___ Material provided

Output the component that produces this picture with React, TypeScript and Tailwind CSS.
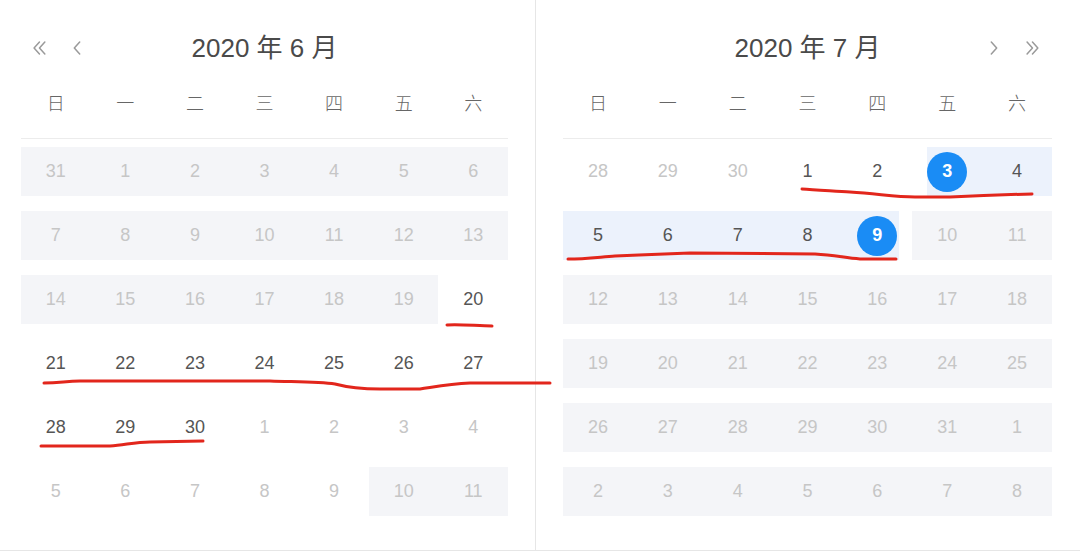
import React from "react";

type CellKind = "disabled" | "out" | "normal" | "range" | "start" | "end";
type Cell = { d: number; k: CellKind };

const WEEK = ["日", "一", "二", "三", "四", "五", "六"];

const row = (days: number[], kinds: CellKind[]): Cell[] =>
  days.map((d, i) => ({ d, k: kinds[i] }));

const D: CellKind = "disabled";
const O: CellKind = "out";
const N: CellKind = "normal";
const R: CellKind = "range";

const JUNE: Cell[][] = [
  row([31, 1, 2, 3, 4, 5, 6], [D, D, D, D, D, D, D]),
  row([7, 8, 9, 10, 11, 12, 13], [D, D, D, D, D, D, D]),
  row([14, 15, 16, 17, 18, 19, 20], [D, D, D, D, D, D, N]),
  row([21, 22, 23, 24, 25, 26, 27], [N, N, N, N, N, N, N]),
  row([28, 29, 30, 1, 2, 3, 4], [N, N, N, O, O, O, O]),
  row([5, 6, 7, 8, 9, 10, 11], [O, O, O, O, O, D, D]),
];

const JULY: Cell[][] = [
  row([28, 29, 30, 1, 2, 3, 4], [O, O, O, N, N, "start", R]),
  row([5, 6, 7, 8, 9, 10, 11], [R, R, R, R, "end", D, D]),
  row([12, 13, 14, 15, 16, 17, 18], [D, D, D, D, D, D, D]),
  row([19, 20, 21, 22, 23, 24, 25], [D, D, D, D, D, D, D]),
  row([26, 27, 28, 29, 30, 31, 1], [D, D, D, D, D, D, D]),
  row([2, 3, 4, 5, 6, 7, 8], [D, D, D, D, D, D, D]),
];

function Chevron({ dir, double }: { dir: "left" | "right"; double?: boolean }) {
  const p = dir === "left" ? "M6 1 L1 6.5 L6 12" : "M1 1 L6 6.5 L1 12";
  return (
    <svg width={double ? 14 : 8} height="14" viewBox={double ? "0 0 13 13" : "0 0 7 13"} fill="none">
      <path d={p} stroke="#9a9a9a" strokeWidth="1.4" strokeLinecap="round" strokeLinejoin="round" />
      {double && (
        <path
          d={p}
          transform="translate(5 0)"
          stroke="#9a9a9a"
          strokeWidth="1.4"
          strokeLinecap="round"
          strokeLinejoin="round"
        />
      )}
    </svg>
  );
}

function DayCell({ c }: { c: Cell }) {
  if (c.k === "start" || c.k === "end") {
    return (
      <div className="relative flex-1 flex items-center justify-center">
        <div
          className={
            c.k === "start"
              ? "absolute top-0 bottom-0 left-[15px] right-0 bg-[#ecf2fc]"
              : "absolute top-0 bottom-0 left-0 right-[13px] bg-[#ecf2fc]"
          }
        />
        <div className="relative w-[40px] h-[40px] rounded-full bg-[#1a8cf5] flex items-center justify-center text-white text-[18px] font-semibold">
          {c.d}
        </div>
      </div>
    );
  }
  const bg =
    c.k === "disabled" ? "bg-[#f4f5f8]" : c.k === "range" ? "bg-[#ecf2fc]" : "bg-white";
  const fg = c.k === "normal" || c.k === "range" ? "text-[#555555]" : "text-[#c6c6c6]";
  return (
    <div className={`flex-1 flex items-center justify-center text-[18px] ${bg} ${fg}`}>
      {c.d}
    </div>
  );
}

function Panel({
  title,
  weeks,
  side,
}: {
  title: string;
  weeks: Cell[][];
  side: "left" | "right";
}) {
  return (
    <div
      className={
        side === "left"
          ? "w-[536px] border-r border-[#e6e6e6] pl-[21px] pr-[27px]"
          : "flex-1 pl-[27px] pr-[28px]"
      }
    >
      <div className="mt-[20px] h-[56px] grid grid-cols-[1fr_auto_1fr] items-center">
        <div className="flex items-center gap-[26px] pl-[12px]">
          {side === "left" && (
            <>
              <Chevron dir="left" double />
              <Chevron dir="left" />
            </>
          )}
        </div>
        <div className="text-[26px] text-[#4a4a4a]">{title}</div>
        <div className="flex items-center justify-end gap-[28px] pr-[12px]">
          {side === "right" && (
            <>
              <Chevron dir="right" />
              <Chevron dir="right" double />
            </>
          )}
        </div>
      </div>
      <div className="h-[56px] flex items-center">
        {WEEK.map((w) => (
          <div key={w} className="flex-1 text-center text-[18px] font-light text-[#666666]">
            {w}
          </div>
        ))}
      </div>
      <div className="mt-[6px] h-px bg-[#ececec]" />
      <div className="mt-[8px] flex flex-col gap-[15px]">
        {weeks.map((r, i) => (
          <div key={i} className="h-[49px] flex">
            {r.map((c, j) => (
              <DayCell key={j} c={c} />
            ))}
          </div>
        ))}
      </div>
    </div>
  );
}

export default function App() {
  return (
    <div
      className="relative w-[1080px] h-[552px] bg-white overflow-hidden"
      style={{ fontFamily: '"Liberation Sans", "Noto Sans CJK SC", sans-serif' }}
    >
      <div className="flex h-[551px] border-b border-[#e6e6e6]">
        <Panel title="2020 年 6 月" weeks={JUNE} side="left" />
        <Panel title="2020 年 7 月" weeks={JULY} side="right" />
      </div>
      {/* hand-drawn red marks */}
      <svg
        className="absolute inset-0 pointer-events-none"
        width="1080"
        height="552"
        viewBox="0 0 1080 552"
        fill="none"
        stroke="#e2261c"
        strokeWidth="3"
        strokeLinecap="round"
        strokeLinejoin="round"
      >
        <path d="M447 325 C460 324 478 326 492 326" />
        <path d="M44 383 C60 383 66 381 80 381 L270 381 C300 382 320 382 335 384 C350 388 360 389 380 389 L420 389 C440 386 450 384 470 383 L550 383" />
        <path d="M41 446 L110 446 C125 445 135 442 150 442 L203 441" />
        <path d="M802 189 C815 190 835 191 850 192 C880 194 895 197 915 197 L950 197 C970 196 990 195 1032 194" />
        <path d="M568 259 C585 259 600 257 615 256 C640 255 660 254 690 253 L815 254 C835 255 845 258 860 259 L896 259" />
      </svg>
    </div>
  );
}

______

## Exercise objective:
Your task is to restate word for word the lines from the top of the data to the line containing "days.map((d, i) =>", both ends included, with every picture left out.

## Solution to this exercise:
Output the component that produces this picture with React, TypeScript and Tailwind CSS.
import React from "react";

type CellKind = "disabled" | "out" | "normal" | "range" | "start" | "end";
type Cell = { d: number; k: CellKind };

const WEEK = ["日", "一", "二", "三", "四", "五", "六"];

const row = (days: number[], kinds: CellKind[]): Cell[] =>
  days.map((d, i) => ({ d, k: kinds[i] }));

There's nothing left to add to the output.